What you need to do:
Copy out the listing that follows, exactly, without its pictures.

Provided data:

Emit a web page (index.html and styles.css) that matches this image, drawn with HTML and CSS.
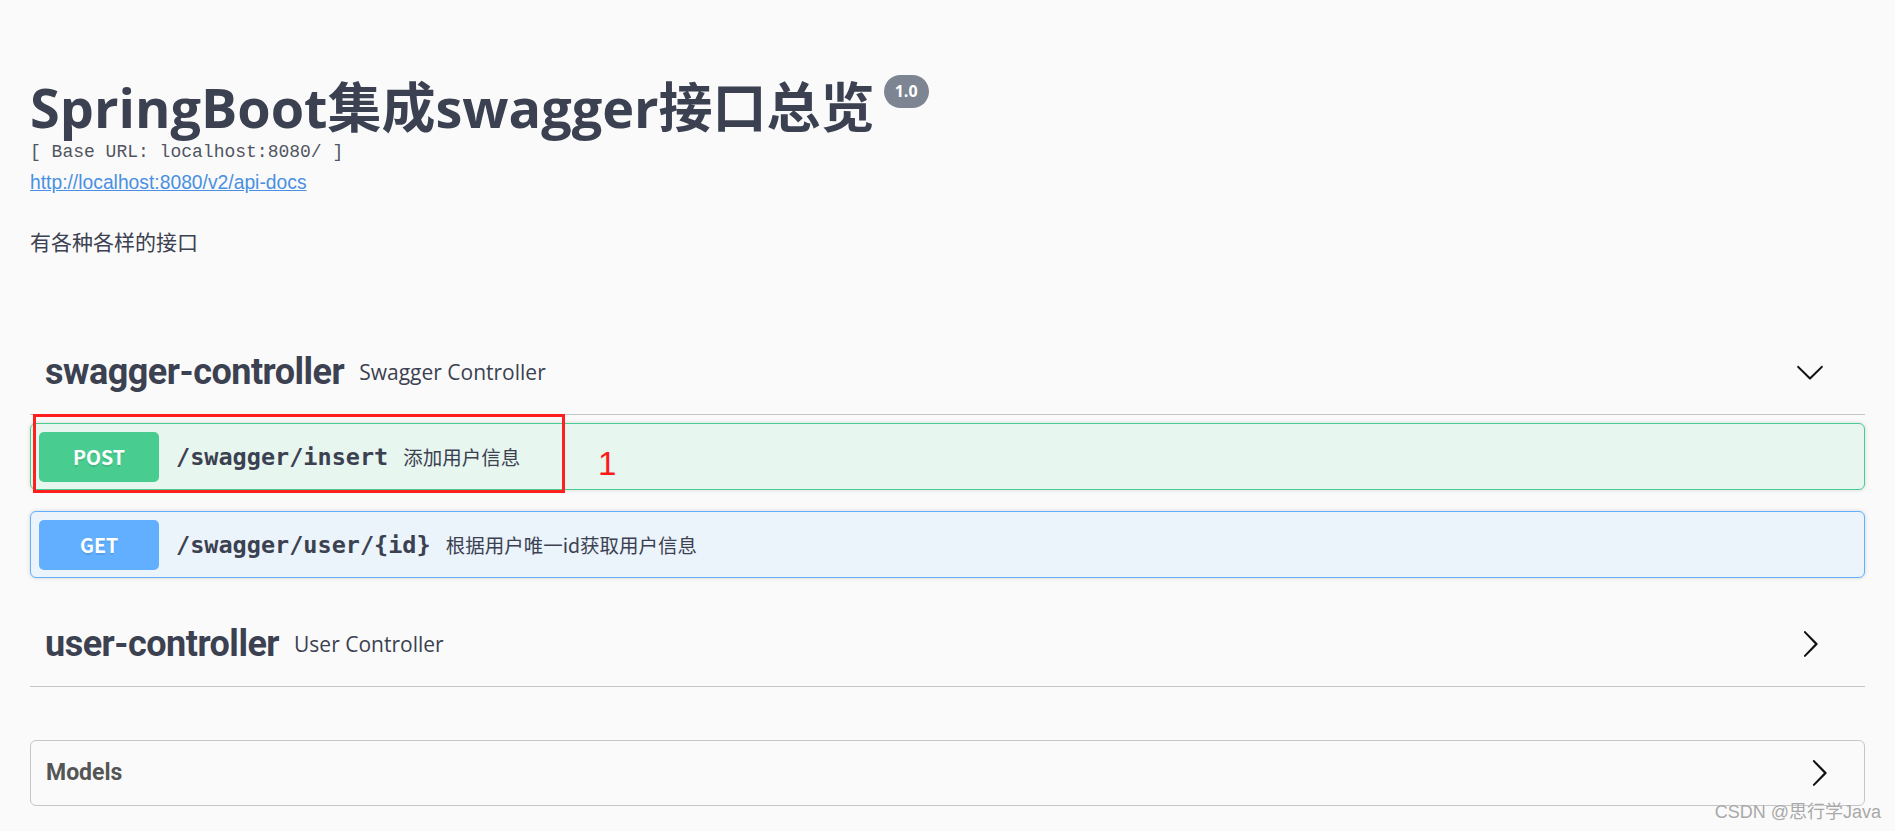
FILE: index.html
```html
<!DOCTYPE html>
<html lang="zh-CN">
<head>
<meta charset="utf-8">
<title>Swagger UI</title>
<link rel="stylesheet" href="styles.css">
</head>
<body>
<div class="wrapper">
  <section class="info">
    <div class="title-row">
      <h2 class="title">SpringBoot集成swagger接口总览</h2>
      <span class="version">1.0</span>
    </div>
    <div class="base-url">[ Base URL: localhost:8080/ ]</div>
    <div class="link-row"><a class="spec-link" href="#">http://localhost:8080/v2/api-docs</a></div>
    <p class="desc">有各种各样的接口</p>
  </section>

  <section class="tag-section">
    <h3 class="tag">
      <span class="tag-name">swagger-controller</span>
      <small class="tag-desc">Swagger Controller</small>
      <span class="tag-arrow">
        <svg width="30" height="30" viewBox="0 0 20 20"><path d="M17.418 6.109c.272-.268.709-.268.979 0s.271.701 0 .969l-7.908 7.83c-.27.268-.707.268-.979 0l-7.908-7.83c-.27-.268-.27-.701 0-.969.271-.268.709-.268.979 0L10 13.25l7.418-7.141z"/></svg>
      </span>
    </h3>
    <div class="opblock post">
      <div class="summary">
        <span class="method">POST</span>
        <span class="path">/swagger/insert</span>
        <span class="op-desc">添加用户信息</span>
      </div>
      <div class="mark-box"></div>
      <div class="mark-num">1</div>
    </div>
    <div class="opblock get">
      <div class="summary">
        <span class="method">GET</span>
        <span class="path">/swagger/user/{id}</span>
        <span class="op-desc">根据用户唯一id获取用户信息</span>
      </div>
    </div>
  </section>

  <section class="tag-section">
    <h3 class="tag">
      <span class="tag-name">user-controller</span>
      <small class="tag-desc">User Controller</small>
      <span class="tag-arrow">
        <svg width="30" height="30" viewBox="0 0 20 20"><path d="M13.25 10L6.109 2.58c-.268-.27-.268-.707 0-.979.268-.27.701-.27.969 0l7.83 7.908c.268.271.268.709 0 .979l-7.83 7.908c-.268.271-.701.27-.969 0-.268-.269-.268-.707 0-.979L13.25 10z"/></svg>
      </span>
    </h3>
  </section>

  <section class="models">
    <h4 class="models-head">
      <span>Models</span>
      <svg width="30" height="30" viewBox="0 0 20 20"><path d="M13.25 10L6.109 2.58c-.268-.27-.268-.707 0-.979.268-.27.701-.27.969 0l7.830 7.908c.268.271.268.709 0 .979l-7.83 7.908c-.268.271-.701.27-.969 0-.268-.269-.268-.707 0-.979L13.25 10z"/></svg>
    </h4>
  </section>
</div>
<div class="watermark">CSDN @思行学Java</div>
</body>
</html>
```
FILE: styles.css
```css
html, body {
  margin: 0;
  padding: 0;
}
body {
  background: #fafafa;
  color: #3b4151;
  font-family: "Open Sans", "Noto Sans CJK SC", sans-serif;
  overflow: hidden;
  height: 831px;
  position: relative;
}
.wrapper {
  padding: 0 30px;
}
.info {
  padding-top: 77px;
}
.title-row {
  display: flex;
  align-items: flex-start;
}
.title {
  margin: 0;
  font-family: "Open Sans", "Noto Sans CJK SC", sans-serif;
  font-weight: 700;
  font-size: 54px;
  line-height: 60px;
  height: 60px;
  color: #3b4151;
  white-space: nowrap;
}
.version {
  margin: -2px 0 0 9px;
  height: 33px;
  width: 45px;
  border-radius: 17px;
  background: #7d8492;
  color: #fff;
  font-family: "Open Sans", sans-serif;
  font-weight: 700;
  font-size: 16px;
  line-height: 33px;
  text-align: center;
}
.base-url {
  margin-top: 3px;
  font-family: "Liberation Mono", monospace;
  font-size: 18px;
  line-height: 24px;
  color: #50555f;
}
.link-row {
  margin-top: 6px;
  line-height: 26px;
  height: 26px;
}
.spec-link {
  font-family: "Liberation Sans", sans-serif;
  font-size: 19.3px;
  color: #4990e2;
  text-decoration: underline;
}
.desc {
  margin: 30px 0 0;
  font-family: "Noto Sans CJK SC", sans-serif;
  font-size: 21px;
  line-height: 30px;
  color: #3b4151;
}
.tag-section {
  margin-top: 74px;
}
.tag-section + .tag-section {
  margin-top: 0;
}
.tag {
  margin: 0 0 8px;
  display: flex;
  align-items: center;
  padding: 15px 30px 15px 15px;
  height: 54px;
  border-bottom: 1px solid #c4c6cb;
}
.tag-name {
  font-family: Roboto, sans-serif;
  font-weight: 700;
  font-size: 36px;
  letter-spacing: -0.5px;
  line-height: 54px;
  color: #3b4151;
}
.tag-desc {
  flex: 1;
  padding: 0 15px;
  font-family: "Open Sans", sans-serif;
  font-weight: 400;
  font-size: 21px;
  color: #3b4151;
}
.tag-arrow {
  display: flex;
  margin-right: 10px;
}
.tag-arrow svg,
.models-head svg {
  fill: #111;
}
.opblock {
  position: relative;
  margin-bottom: 21px;
  border: 1px solid;
  border-radius: 6px;
  box-shadow: 0 0 4px rgba(0, 0, 0, .15);
}
.opblock.post {
  background: #e7f6ef;
  border-color: #49cc90;
}
.opblock.get {
  background: #ebf3fb;
  border-color: #61affe;
  margin-bottom: 24px;
}
.summary {
  display: flex;
  align-items: center;
  padding: 7px 8px;
  height: 51px;
}
.method {
  width: 120px;
  height: 50px;
  border-radius: 5px;
  display: flex;
  align-items: center;
  justify-content: center;
  color: #fff;
  font-family: "Noto Sans CJK SC", sans-serif;
  font-weight: 700;
  font-size: 19.5px;
  text-shadow: 0 1.5px 0 rgba(0, 0, 0, .1);
}
.post .method {
  background: #49cc90;
}
.get .method {
  background: #61affe;
}
.path {
  padding: 0 15px 0 17px;
  font-family: "DejaVu Sans Mono", monospace;
  font-weight: 600;
  font-size: 23.5px;
  color: #3b4151;
}
.op-desc {
  font-family: "Noto Sans CJK SC", sans-serif;
  font-size: 19.5px;
  color: #3b4151;
}
.mark-box {
  position: absolute;
  left: 2px;
  top: -10px;
  width: 526px;
  height: 73px;
  border: 3px solid #ff1f1f;
}
.mark-num {
  position: absolute;
  left: 567px;
  top: 20px;
  font-family: "Liberation Sans", sans-serif;
  font-size: 33px;
  line-height: 40px;
  color: #ff1a1a;
}
.models {
  margin-top: 53px;
  border: 1px solid #c4c6cb;
  border-radius: 6px;
}
.models-head {
  margin: 0;
  display: flex;
  align-items: center;
  justify-content: space-between;
  padding: 15px 30px 15px 15px;
  height: 34px;
  font-family: Roboto, sans-serif;
  font-weight: 700;
  font-size: 23px;
  line-height: 34px;
  color: #555;
}
.watermark {
  position: absolute;
  right: 14px;
  bottom: 8px;
  font-family: "Liberation Sans", "Noto Sans CJK SC", sans-serif;
  font-size: 18px;
  color: #a8a8a8;
  text-shadow: 0 0 1px #fff;
}
```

Output of the exercise:
Emit a web page (index.html and styles.css) that matches this image, drawn with HTML and CSS.
FILE: index.html
```html
<!DOCTYPE html>
<html lang="zh-CN">
<head>
<meta charset="utf-8">
<title>Swagger UI</title>
<link rel="stylesheet" href="styles.css">
</head>
<body>
<div class="wrapper">
  <section class="info">
    <div class="title-row">
      <h2 class="title">SpringBoot集成swagger接口总览</h2>
      <span class="version">1.0</span>
    </div>
    <div class="base-url">[ Base URL: localhost:8080/ ]</div>
    <div class="link-row"><a class="spec-link" href="#">http://localhost:8080/v2/api-docs</a></div>
    <p class="desc">有各种各样的接口</p>
  </section>

  <section class="tag-section">
    <h3 class="tag">
      <span class="tag-name">swagger-controller</span>
      <small class="tag-desc">Swagger Controller</small>
      <span class="tag-arrow">
        <svg width="30" height="30" viewBox="0 0 20 20"><path d="M17.418 6.109c.272-.268.709-.268.979 0s.271.701 0 .969l-7.908 7.83c-.27.268-.707.268-.979 0l-7.908-7.83c-.27-.268-.27-.701 0-.969.271-.268.709-.268.979 0L10 13.25l7.418-7.141z"/></svg>
      </span>
    </h3>
    <div class="opblock post">
      <div class="summary">
        <span class="method">POST</span>
        <span class="path">/swagger/insert</span>
        <span class="op-desc">添加用户信息</span>
      </div>
      <div class="mark-box"></div>
      <div class="mark-num">1</div>
    </div>
    <div class="opblock get">
      <div class="summary">
        <span class="method">GET</span>
        <span class="path">/swagger/user/{id}</span>
        <span class="op-desc">根据用户唯一id获取用户信息</span>
      </div>
    </div>
  </section>

  <section class="tag-section">
    <h3 class="tag">
      <span class="tag-name">user-controller</span>
      <small class="tag-desc">User Controller</small>
      <span class="tag-arrow">
        <svg width="30" height="30" viewBox="0 0 20 20"><path d="M13.25 10L6.109 2.58c-.268-.27-.268-.707 0-.979.268-.27.701-.27.969 0l7.83 7.908c.268.271.268.709 0 .979l-7.83 7.908c-.268.271-.701.27-.969 0-.268-.269-.268-.707 0-.979L13.25 10z"/></svg>
      </span>
    </h3>
  </section>

  <section class="models">
    <h4 class="models-head">
      <span>Models</span>
      <svg width="30" height="30" viewBox="0 0 20 20"><path d="M13.25 10L6.109 2.58c-.268-.27-.268-.707 0-.979.268-.27.701-.27.969 0l7.830 7.908c.268.271.268.709 0 .979l-7.83 7.908c-.268.271-.701.27-.969 0-.268-.269-.268-.707 0-.979L13.25 10z"/></svg>
    </h4>
  </section>
</div>
<div class="watermark">CSDN @思行学Java</div>
</body>
</html>
```
FILE: styles.css
```css
html, body {
  margin: 0;
  padding: 0;
}
body {
  background: #fafafa;
  color: #3b4151;
  font-family: "Open Sans", "Noto Sans CJK SC", sans-serif;
  overflow: hidden;
  height: 831px;
  position: relative;
}
.wrapper {
  padding: 0 30px;
}
.info {
  padding-top: 77px;
}
.title-row {
  display: flex;
  align-items: flex-start;
}
.title {
  margin: 0;
  font-family: "Open Sans", "Noto Sans CJK SC", sans-serif;
  font-weight: 700;
  font-size: 54px;
  line-height: 60px;
  height: 60px;
  color: #3b4151;
  white-space: nowrap;
}
.version {
  margin: -2px 0 0 9px;
  height: 33px;
  width: 45px;
  border-radius: 17px;
  background: #7d8492;
  color: #fff;
  font-family: "Open Sans", sans-serif;
  font-weight: 700;
  font-size: 16px;
  line-height: 33px;
  text-align: center;
}
.base-url {
  margin-top: 3px;
  font-family: "Liberation Mono", monospace;
  font-size: 18px;
  line-height: 24px;
  color: #50555f;
}
.link-row {
  margin-top: 6px;
  line-height: 26px;
  height: 26px;
}
.spec-link {
  font-family: "Liberation Sans", sans-serif;
  font-size: 19.3px;
  color: #4990e2;
  text-decoration: underline;
}
.desc {
  margin: 30px 0 0;
  font-family: "Noto Sans CJK SC", sans-serif;
  font-size: 21px;
  line-height: 30px;
  color: #3b4151;
}
.tag-section {
  margin-top: 74px;
}
.tag-section + .tag-section {
  margin-top: 0;
}
.tag {
  margin: 0 0 8px;
  display: flex;
  align-items: center;
  padding: 15px 30px 15px 15px;
  height: 54px;
  border-bottom: 1px solid #c4c6cb;
}
.tag-name {
  font-family: Roboto, sans-serif;
  font-weight: 700;
  font-size: 36px;
  letter-spacing: -0.5px;
  line-height: 54px;
  color: #3b4151;
}
.tag-desc {
  flex: 1;
  padding: 0 15px;
  font-family: "Open Sans", sans-serif;
  font-weight: 400;
  font-size: 21px;
  color: #3b4151;
}
.tag-arrow {
  display: flex;
  margin-right: 10px;
}
.tag-arrow svg,
.models-head svg {
  fill: #111;
}
.opblock {
  position: relative;
  margin-bottom: 21px;
  border: 1px solid;
  border-radius: 6px;
  box-shadow: 0 0 4px rgba(0, 0, 0, .15);
}
.opblock.post {
  background: #e7f6ef;
  border-color: #49cc90;
}
.opblock.get {
  background: #ebf3fb;
  border-color: #61affe;
  margin-bottom: 24px;
}
.summary {
  display: flex;
  align-items: center;
  padding: 7px 8px;
  height: 51px;
}
.method {
  width: 120px;
  height: 50px;
  border-radius: 5px;
  display: flex;
  align-items: center;
  justify-content: center;
  color: #fff;
  font-family: "Noto Sans CJK SC", sans-serif;
  font-weight: 700;
  font-size: 19.5px;
  text-shadow: 0 1.5px 0 rgba(0, 0, 0, .1);
}
.post .method {
  background: #49cc90;
}
.get .method {
  background: #61affe;
}
.path {
  padding: 0 15px 0 17px;
  font-family: "DejaVu Sans Mono", monospace;
  font-weight: 600;
  font-size: 23.5px;
  color: #3b4151;
}
.op-desc {
  font-family: "Noto Sans CJK SC", sans-serif;
  font-size: 19.5px;
  color: #3b4151;
}
.mark-box {
  position: absolute;
  left: 2px;
  top: -10px;
  width: 526px;
  height: 73px;
  border: 3px solid #ff1f1f;
}
.mark-num {
  position: absolute;
  left: 567px;
  top: 20px;
  font-family: "Liberation Sans", sans-serif;
  font-size: 33px;
  line-height: 40px;
  color: #ff1a1a;
}
.models {
  margin-top: 53px;
  border: 1px solid #c4c6cb;
  border-radius: 6px;
}
.models-head {
  margin: 0;
  display: flex;
  align-items: center;
  justify-content: space-between;
  padding: 15px 30px 15px 15px;
  height: 34px;
  font-family: Roboto, sans-serif;
  font-weight: 700;
  font-size: 23px;
  line-height: 34px;
  color: #555;
}
.watermark {
  position: absolute;
  right: 14px;
  bottom: 8px;
  font-family: "Liberation Sans", "Noto Sans CJK SC", sans-serif;
  font-size: 18px;
  color: #a8a8a8;
  text-shadow: 0 0 1px #fff;
}
```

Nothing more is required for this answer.